** START Material provided **

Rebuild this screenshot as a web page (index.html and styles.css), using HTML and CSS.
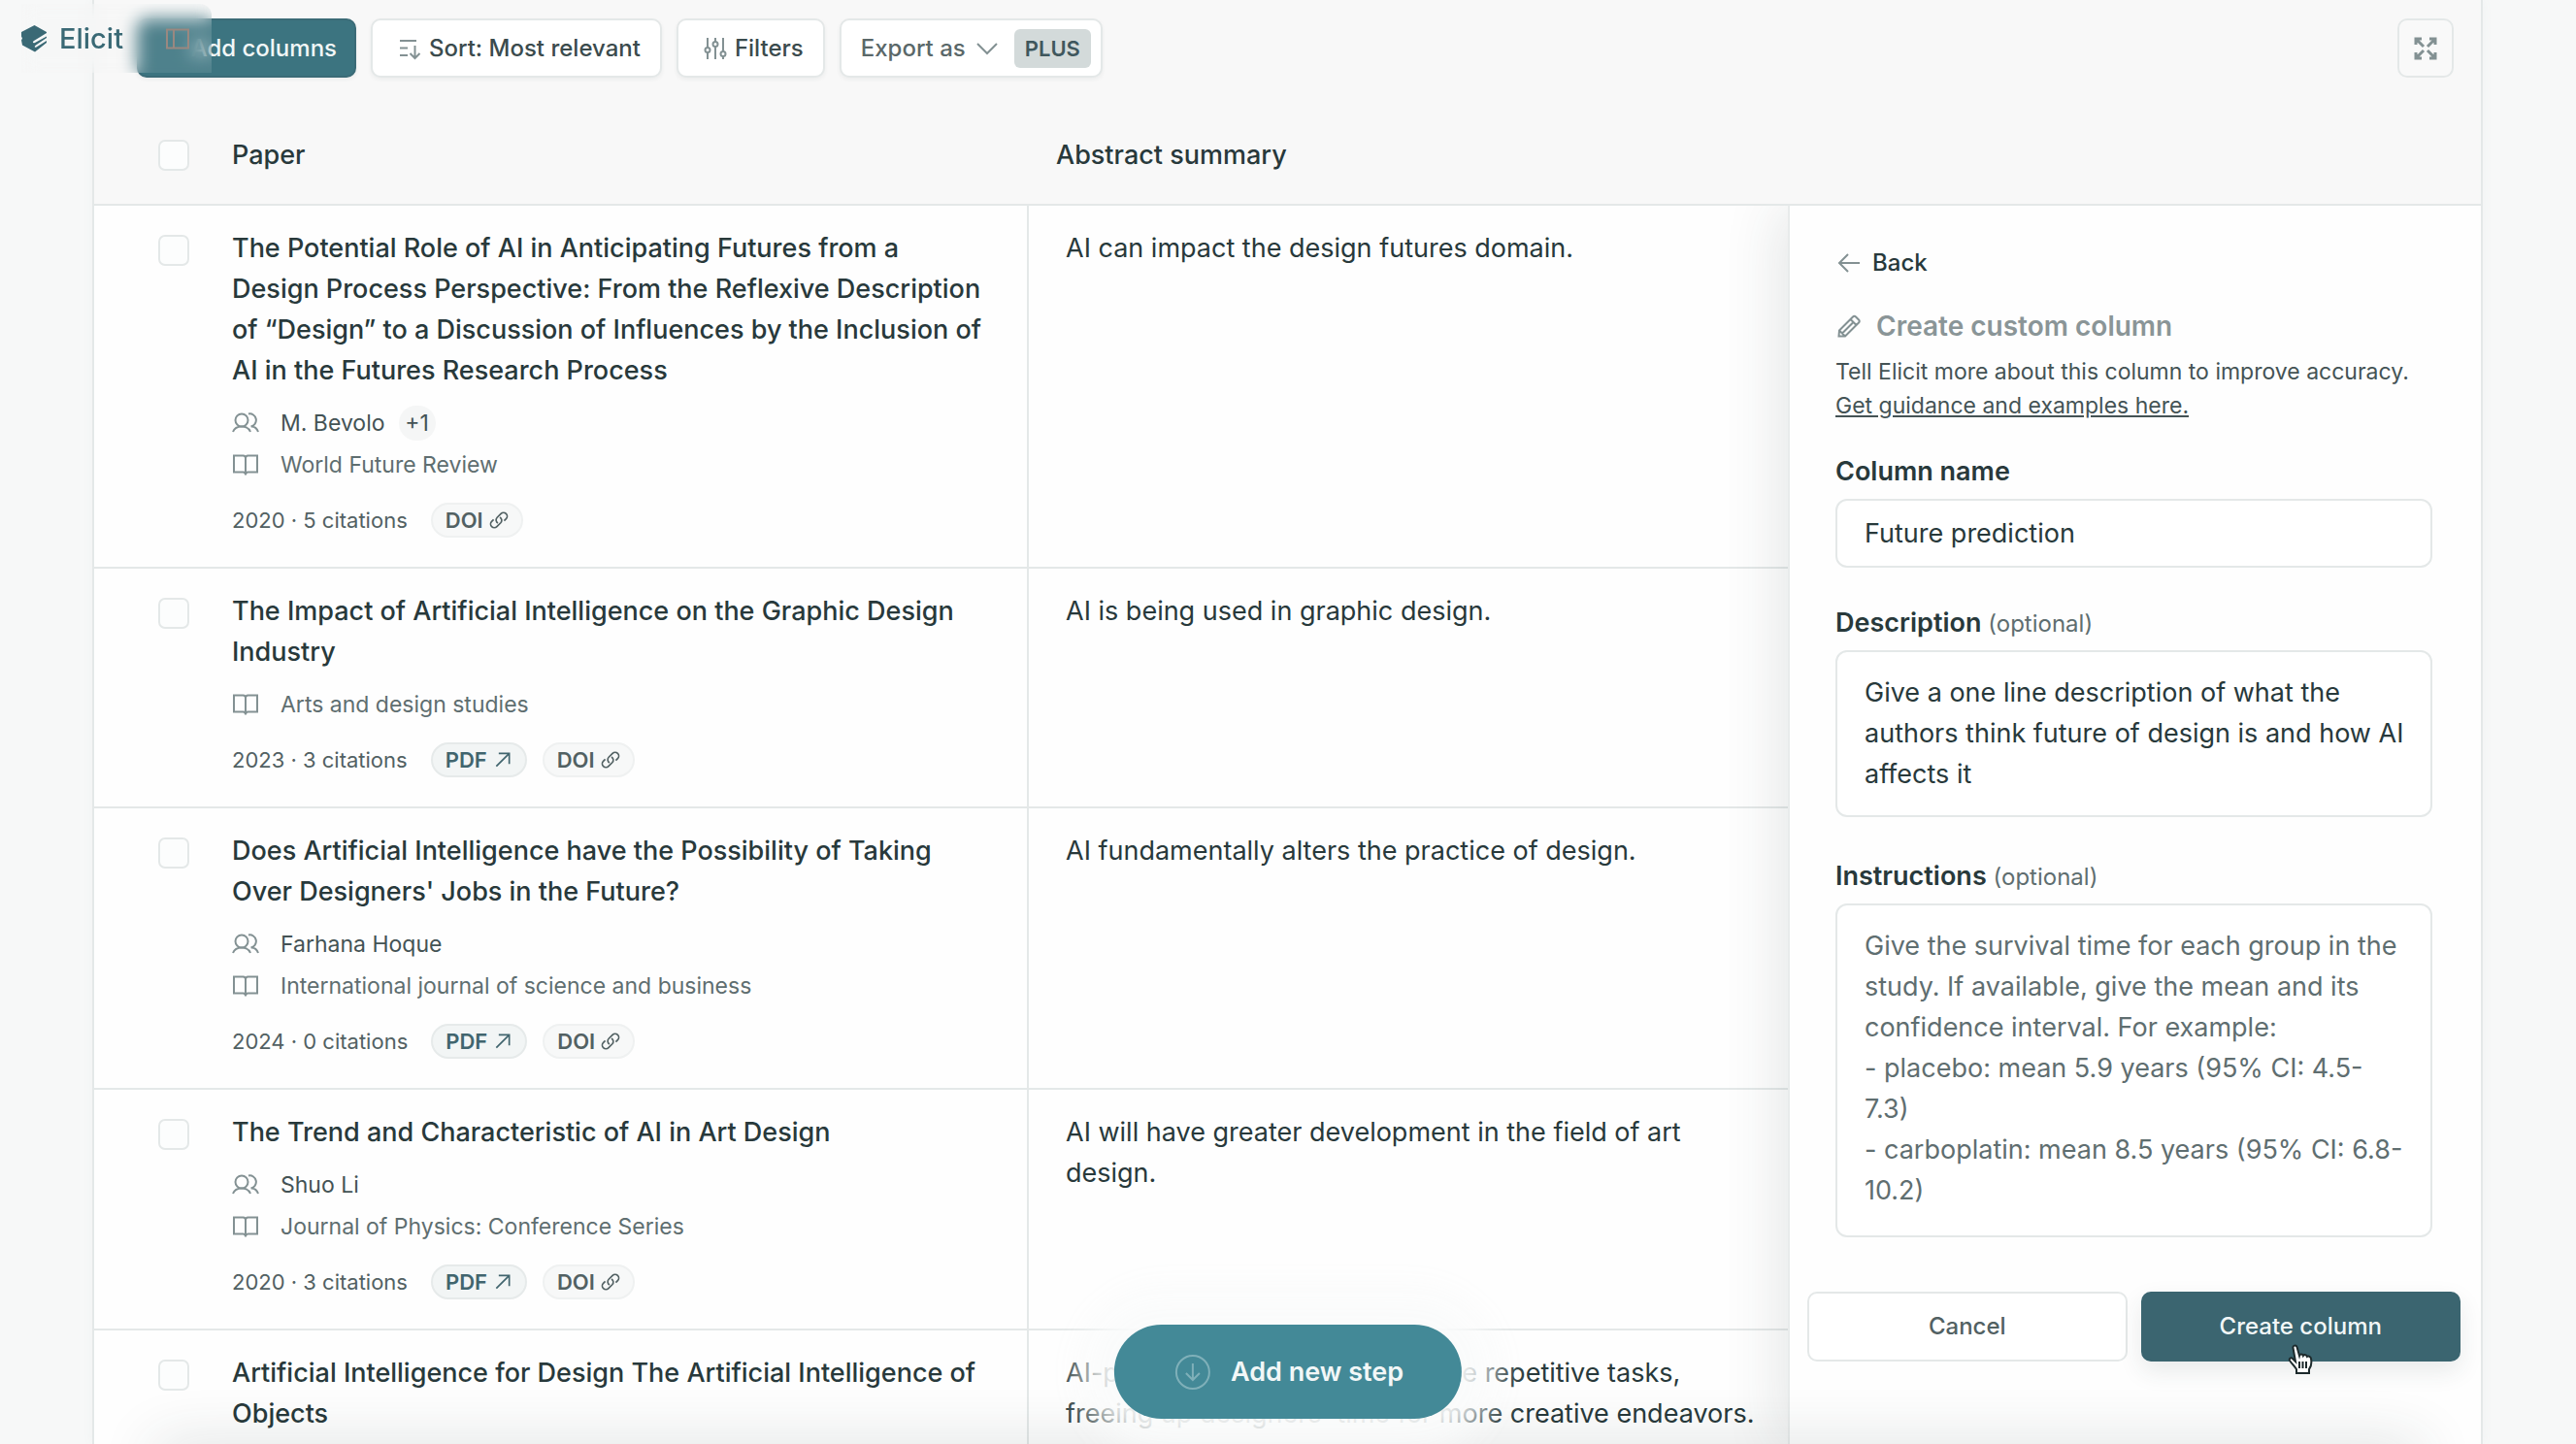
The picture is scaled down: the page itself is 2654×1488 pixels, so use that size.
FILE: index.html
```html
<!DOCTYPE html>
<html lang="en">
<head>
    <meta charset="utf-8">
    <title>Elicit</title>
    <link rel="stylesheet" href="styles.css">
</head>
<body>
    <!-- shared icons -->
    <svg class="sprite" aria-hidden="true">
        <symbol id="people" viewBox="0 0 28 24">
            <circle cx="10" cy="9" r="6.5"/>
            <path d="M1 21c1.500-4 5-5.500 9-5.500s7.500 1.500 9 5.500M17 2.500a6.500 6.500 0 0 1 2.500 13M20 15.500c3.500 0 5.800 2 7 5.500"/>
        </symbol>
        <symbol id="book" viewBox="0 0 28 24">
            <path d="M14 5c0-1.500-1-2.500-2.500-2.500H2v17h9.500c1.500 0 2.500 1 2.500 3M14 5c0-1.500 1-2.500 2.500-2.500H26v17h-9.500c-1.500 0-2.500 1-2.500 3M14 5v17.500"/>
        </symbol>
        <symbol id="link" viewBox="0 0 24 24">
            <path d="M13.200 8.300a4.500 4.500 0 0 1 1 7l-4.700 4.700a4.500 4.500 0 0 1-6.400-6.400L5.500 11.200M18.500 12.800l2.400-2.400a4.500 4.500 0 0 0-6.400-6.400L9.800 8.700a4.500 4.500 0 0 0 1 7"/>
        </symbol>
        <symbol id="arrow-out" viewBox="0 0 24 24">
            <path d="M4 20L20 4M7 4h13v13"/>
        </symbol>
    </svg>

    <div class="brand">
        <a href="#" class="brand-link">
            <svg class="logo" viewBox="0 0 27 28" aria-hidden="true">
                <path fill="currentColor" d="M13.500 0L26 7v1L13 16c-2 1.300-1 3 1 2l12-6.500v1.500l-11 7.500c-2 1.500-1.500 3 .5 2L26 16v2L14 27.500 1 20.500l-1-5 1-2-1-2V7z"/>
            </svg>
            <span>Elicit</span>
        </a>
        <button type="button" class="sidebar-toggle" aria-label="Toggle sidebar">
            <svg viewBox="0 0 26 22"><path d="M2 1.500h22v19H2zM9 1.500v19"/></svg>
        </button>
    </div>

    <main class="workspace">
        <div class="toolbar">
            <button type="button" class="btn btn-primary add-columns">Add columns</button>
            <button type="button" class="btn">
                <svg class="icon" viewBox="0 0 24 24"><path d="M2 4h17M2 11.500h8M2 19h8M17.500 9v13M12.500 17l5 5 5-5"/></svg>
                Sort: Most relevant
            </button>
            <button type="button" class="btn">
                <svg class="icon" viewBox="0 0 24 24"><path d="M4 1v10M4 16v7M12 1v4M12 10v13M20 1v14M20 20v3"/><circle cx="4" cy="13.500" r="2.500"/><circle cx="12" cy="7.500" r="2.500"/><circle cx="20" cy="17.500" r="2.500"/></svg>
                Filters
            </button>
            <button type="button" class="btn btn-export">
                Export as
                <svg class="icon" viewBox="0 0 24 24"><path d="M2 7l10 10L22 7"/></svg>
                <span class="plus">PLUS</span>
            </button>
            <button type="button" class="btn btn-expand" aria-label="Expand">
                <svg class="icon" viewBox="0 0 24 24"><path d="M10 10L2 2M2 8V2h6M14 10l8-8M16 2h6v6M10 14l-8 8M2 16v6h6M14 14l8 8M22 16v6h-6"/></svg>
            </button>
        </div>

        <div class="content">
            <table class="papers">
                <thead>
                    <tr>
                        <th class="check"><input type="checkbox" aria-label="Select all papers"></th>
                        <th class="paper">Paper</th>
                        <th class="abstract">Abstract summary</th>
                    </tr>
                </thead>
                <tbody>
                    <tr>
                        <td class="check"><input type="checkbox" aria-label="Select paper"></td>
                        <td class="paper">
                            <h3>The Potential Role of AI in Anticipating Futures from a Design Process Perspective: From the Reflexive Description of “Design” to a Discussion of Influences by the Inclusion of AI in the Futures Research Process</h3>
                            <p class="meta authors"><svg><use href="#people"/></svg>M. Bevolo <span class="more">+1</span></p>
                            <p class="meta"><svg><use href="#book"/></svg>World Future Review</p>
                            <p class="cites"><span>2020 · 5 citations</span><a href="#" class="pill">DOI<svg><use href="#link"/></svg></a></p>
                        </td>
                        <td class="abstract">AI can impact the design futures domain.</td>
                    </tr>
                    <tr>
                        <td class="check"><input type="checkbox" aria-label="Select paper"></td>
                        <td class="paper">
                            <h3>The Impact of Artificial Intelligence on the Graphic Design Industry</h3>
                            <p class="meta"><svg><use href="#book"/></svg>Arts and design studies</p>
                            <p class="cites"><span>2023 · 3 citations</span><a href="#" class="pill pdf">PDF<svg><use href="#arrow-out"/></svg></a><a href="#" class="pill">DOI<svg><use href="#link"/></svg></a></p>
                        </td>
                        <td class="abstract">AI is being used in graphic design.</td>
                    </tr>
                    <tr>
                        <td class="check"><input type="checkbox" aria-label="Select paper"></td>
                        <td class="paper">
                            <h3>Does Artificial Intelligence have the Possibility of Taking Over Designers' Jobs in the Future?</h3>
                            <p class="meta authors"><svg><use href="#people"/></svg>Farhana Hoque</p>
                            <p class="meta"><svg><use href="#book"/></svg>International journal of science and business</p>
                            <p class="cites"><span>2024 · 0 citations</span><a href="#" class="pill pdf">PDF<svg><use href="#arrow-out"/></svg></a><a href="#" class="pill">DOI<svg><use href="#link"/></svg></a></p>
                        </td>
                        <td class="abstract">AI fundamentally alters the practice of design.</td>
                    </tr>
                    <tr>
                        <td class="check"><input type="checkbox" aria-label="Select paper"></td>
                        <td class="paper">
                            <h3>The Trend and Characteristic of AI in Art Design</h3>
                            <p class="meta authors"><svg><use href="#people"/></svg>Shuo Li</p>
                            <p class="meta"><svg><use href="#book"/></svg>Journal of Physics: Conference Series</p>
                            <p class="cites"><span>2020 · 3 citations</span><a href="#" class="pill pdf">PDF<svg><use href="#arrow-out"/></svg></a><a href="#" class="pill">DOI<svg><use href="#link"/></svg></a></p>
                        </td>
                        <td class="abstract">AI will have greater development in the field of art design.</td>
                    </tr>
                    <tr>
                        <td class="check"><input type="checkbox" aria-label="Select paper"></td>
                        <td class="paper">
                            <h3>Artificial Intelligence for Design The Artificial Intelligence of Objects</h3>
                        </td>
                        <td class="abstract">AI-powered tools could automate repetitive tasks, freeing up designers' time for more creative endeavors.</td>
                    </tr>
                </tbody>
            </table>

            <form class="panel">
                <div class="fields">
                    <button type="button" class="back">
                        <svg class="icon" viewBox="0 0 24 24"><path d="M23 12H2M11 3l-9 9 9 9"/></svg>
                        Back
                    </button>
                    <h2>
                        <svg class="icon" viewBox="0 0 24 24"><path d="M2 16.500L16 2.500q1.500-1.500 3 0l3 3q1.500 1.500 0 3L8 22.500H1.500zM13.500 5l6 6M2 16.500l6 6M5 19.500L16.500 8"/></svg>
                        Create custom column
                    </h2>
                    <p class="intro">Tell Elicit more about this column to improve accuracy. <a href="#">Get guidance and examples here.</a></p>

                    <label for="column-name">Column name</label>
                    <input type="text" id="column-name" value="Future prediction">

                    <label for="description">Description <span>(optional)</span></label>
                    <textarea id="description" rows="3">Give a one line description of what the authors think future of design is and how AI affects it</textarea>

                    <label for="instructions">Instructions <span>(optional)</span></label>
                    <textarea id="instructions" rows="7" placeholder="Give the survival time for each group in the study. If available, give the mean and its confidence interval. For example:&#10;- placebo: mean 5.9 years (95% CI: 4.5-7.3)&#10;- carboplatin: mean 8.5 years (95% CI: 6.8-10.2)"></textarea>
                </div>
                <div class="actions">
                    <button type="button" class="action cancel">Cancel</button>
                    <button type="submit" class="action create">Create column
                        <svg class="pointer" viewBox="0 0 26 32" aria-hidden="true"><path d="M9 30v-4c-2-3-4.500-5.500-7-9-1-2 1.500-3.500 3-2l3 3L5.500 4C5 1.500 8.500.5 9.500 3l2.500 9c.5-2 3.500-2 4 0 1-1.500 3.500-1 4 1 1.500-1 3.500 0 4 2 .8 4.500.5 8-2 11v4z"/><path d="M12 18v7M15.500 18v7M19 18v7"/></svg>
                    </button>
                </div>
            </form>
        </div>
    </main>

    <button type="button" class="add-step">
        <svg viewBox="0 0 38 38"><circle cx="19" cy="19" r="17"/><path d="M19 10v17M12 20l7 7 7-7"/></svg>
        Add new step
    </button>
    <div class="bottom-fade"></div>
</body>
</html>
```

FILE: styles.css
```css
* {
    box-sizing: border-box;
}

body {
    margin: 0;
    height: 100vh;
    overflow: hidden;
    padding: 0 96px 0 95px;
    font-family: Inter, "Liberation Sans", sans-serif;
    font-size: 27px;
    line-height: 42px;
    color: #28393b;
    background-color: #f7f8f8;
}

button, input, textarea {
    font: inherit;
    color: inherit;
}

button {
    cursor: pointer;
}

svg {
    fill: none;
    stroke: currentColor;
    stroke-width: 2;
    flex: none;
}

.sprite {
    position: absolute;
    width: 0;
    height: 0;
}

.icon {
    width: 24px;
    height: 24px;
    color: #839193;
}

/* Logo, floats over the page */
.brand {
    position: absolute;
    z-index: 3;
    top: 4px;
    left: 22px;
    width: 196px;
    height: 71px;
    padding-right: 22px;
    display: flex;
    align-items: center;
    justify-content: space-between;
    border-radius: 0 12px 0 0;
    background-color: rgba(245, 248, 248, 0.1);
    backdrop-filter: blur(9px);
}

.brand-link {
    display: flex;
    align-items: center;
    gap: 12px;
    color: #3a6975;
    font-size: 29px;
    font-weight: 500;
    text-decoration: none;
}

.logo {
    width: 27px;
    height: 28px;
    stroke: none;
}

.sidebar-toggle {
    display: flex;
    padding: 0;
    border: none;
    background: none;
    color: #9a8880;
}

.sidebar-toggle svg {
    width: 26px;
    height: 22px;
}

/* Main sheet */
.workspace {
    height: 100%;
    display: flex;
    flex-direction: column;
    border: solid #e4e8e8;
    border-width: 0 2px;
    background-color: #fefefe;
    box-shadow: 0 0 10px #eff2f2;
}

.toolbar {
    display: flex;
    gap: 15px;
    height: 110px;
    padding: 19px 28px 0 44px;
    background-color: #f8f8f8;
    flex: none;
}

.btn {
    display: flex;
    align-items: center;
    gap: 8px;
    height: 61px;
    padding: 0 20px 0 26px;
    border: 2px solid #e4e8e8;
    border-radius: 10px;
    background-color: #fff;
    box-shadow: 0 2px 4px rgba(40, 57, 59, 0.06);
    font-size: 24px;
    font-weight: 500;
    line-height: 36px;
    color: #3b4b4d;
    white-space: nowrap;
}

.btn-primary {
    width: 226px;
    padding: 0 18px;
    justify-content: flex-end;
    border-color: #3b6b77;
    background-color: #3c7480;
    color: #f2f7f7;
}

.btn-export {
    gap: 10px;
    padding: 0 10px 0 20px;
    color: #5a6869;
}

.plus {
    margin-left: 6px;
    padding: 2px 11px;
    border-radius: 6px;
    background-color: #d3dada;
    color: #3f575d;
    font-size: 22px;
    font-weight: 600;
}

.btn-expand {
    width: 58px;
    margin-left: auto;
    padding: 0;
    justify-content: center;
    background-color: #f9f9f9;
    box-shadow: none;
}

.btn-expand .icon {
    stroke-width: 3;
}

/* The panel shares the grid with the table and lies over its right side */
.content {
    flex: 1;
    min-height: 0;
    display: grid;
    grid-template-columns: 1fr 714px;
    grid-template-rows: 102px 1fr;
}

.papers {
    grid-area: 1 / 1 / 3 / 3;
    align-self: start;
    width: 100%;
    table-layout: fixed;
    border-collapse: separate;
    border-spacing: 0;
}

.papers th {
    height: 102px;
    padding: 0;
    border-bottom: 2px solid #e4e8e8;
    background-color: #f8f8f8;
    text-align: left;
    font-weight: 500;
}

.papers td {
    padding: 23px 0 0;
    border-bottom: 2px solid #e4e8e8;
    vertical-align: top;
}

.papers .check {
    width: 142px;
    padding-left: 66px;
}

.papers .paper {
    width: 819px;
    padding-right: 38px;
}

.papers td.paper {
    padding-bottom: 30px;
}

.papers .abstract {
    padding-left: 30px;
    padding-right: 746px;
}

.papers td.abstract {
    padding-left: 38px;
    border-left: 2px solid #e4e8e8;
}

input[type="checkbox"] {
    appearance: none;
    display: block;
    width: 32px;
    height: 32px;
    margin: 0;
    border: 2px solid #e4e8e8;
    border-radius: 7px;
    background-color: #fcfdfd;
}

td input[type="checkbox"] {
    margin-top: 7px;
}

.papers h3 {
    margin: 0 0 11px;
    font-size: 27px;
    font-weight: 500;
}

.meta {
    display: flex;
    align-items: center;
    margin: 0;
    height: 43px;
    font-size: 23px;
    color: #5f6e70;
}

.meta svg {
    width: 28px;
    height: 24px;
    margin-right: 22px;
    color: #839193;
}

.authors {
    color: #445355;
}

.more {
    margin-left: 14px;
    min-width: 38px;
    border-radius: 18px;
    background-color: #f5f6f6;
    line-height: 36px;
    text-align: center;
}

.cites {
    display: flex;
    align-items: center;
    gap: 16px;
    margin: 18px 0 0;
    font-size: 22px;
    line-height: 36px;
    color: #526163;
}

.cites span {
    margin-right: 8px;
}

.pill {
    display: flex;
    align-items: center;
    gap: 6px;
    height: 36px;
    padding: 0 13px;
    border: 2px solid #eff1f1;
    border-radius: 18px;
    background-color: #f7f8f8;
    color: #526163;
    font-weight: 600;
    text-decoration: none;
}

.pill svg {
    width: 20px;
    height: 20px;
}

.pdf {
    border-color: #e6eaea;
    background-color: #f2f5f5;
    color: #41656e;
}

/* Custom column panel */
.panel {
    grid-area: 2 / 2;
    padding-top: 35px;
    border-left: 2px solid #e8ebeb;
    background-color: #fefefe;
    box-shadow: -8px 0 56px rgba(40, 57, 59, 0.12);
    clip-path: inset(0 0 0 -90px);
}

.fields {
    padding: 0 50px 0 47px;
}

.back {
    display: flex;
    align-items: center;
    gap: 12px;
    padding: 0 0 0 2px;
    border: none;
    background: none;
    font-size: 24px;
    font-weight: 500;
    line-height: 48px;
}

.panel h2 {
    display: flex;
    align-items: center;
    gap: 16px;
    margin: 20px 0 9px;
    padding-left: 2px;
    font-size: 28px;
    font-weight: 600;
    color: #8a9597;
}

.intro {
    margin: 0 0 29px;
    font-size: 23px;
    line-height: 35px;
    color: #445355;
}

.intro a {
    color: inherit;
}

.panel label {
    display: block;
    margin-bottom: 7px;
    font-weight: 600;
}

.panel label span {
    font-size: 24px;
    font-weight: 400;
    line-height: 24px;
    color: #5f6e70;
}

.panel input, .panel textarea {
    display: block;
    width: 100%;
    margin: 0 0 36px;
    padding: 13px 28px 12px;
    border: 2px solid #e4e8e8;
    border-radius: 12px;
    background-color: #fff;
    outline: none;
}

.panel textarea {
    padding: 21px 28px;
    margin-bottom: 40px;
    resize: none;
    overflow: hidden;
}

.panel #description {
    padding-right: 20px;
}

.panel #instructions {
    min-height: 344px;
}

.panel textarea::placeholder {
    color: #5f6e70;
    opacity: 1;
}

.actions {
    display: flex;
    gap: 14px;
    padding: 16px 21px 0 18px;
}

.action {
    position: relative;
    flex: 1;
    height: 72px;
    border: 2px solid #e4e8e8;
    border-radius: 10px;
    background-color: #fff;
    font-size: 24px;
    font-weight: 500;
    color: #526163;
}

.create {
    border-color: #3b6570;
    background-color: #3b6570;
    box-shadow: 0 10px 24px rgba(40, 57, 59, 0.1);
    color: #f2f7f7;
}

.pointer {
    position: absolute;
    top: 52px;
    left: 149px;
    width: 26px;
    height: 32px;
    fill: #fff;
    stroke: #1d2a2c;
}

/* Floating button, hides the rows behind it with a soft glow */
.add-step {
    position: absolute;
    z-index: 2;
    bottom: 26px;
    left: 50%;
    transform: translateX(-50%);
    display: flex;
    align-items: center;
    gap: 20px;
    height: 97px;
    padding: 0 60px 0 62px;
    border: none;
    border-radius: 49px;
    background-color: #438997;
    box-shadow: 0 0 36px 34px rgba(250, 251, 251, 0.95);
    font-weight: 600;
    color: #f2f7f7;
    white-space: nowrap;
}

.add-step svg {
    width: 38px;
    height: 38px;
    color: #7fb0b9;
}

.bottom-fade {
    position: absolute;
    z-index: 1;
    left: 160px;
    right: 160px;
    bottom: -40px;
    height: 40px;
    box-shadow: 0 0 60px rgba(40, 57, 59, 0.16);
}
```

** END Material provided **

### Aim
Read the data above and pull out each line that holds the string "this".

### The solution
Rebuild this screenshot as a web page (index.html and styles.css), using HTML and CSS.
                    <p class="intro">Tell Elicit more about this column to improve accuracy. <a href="#">Get guidance and examples here.</a></p>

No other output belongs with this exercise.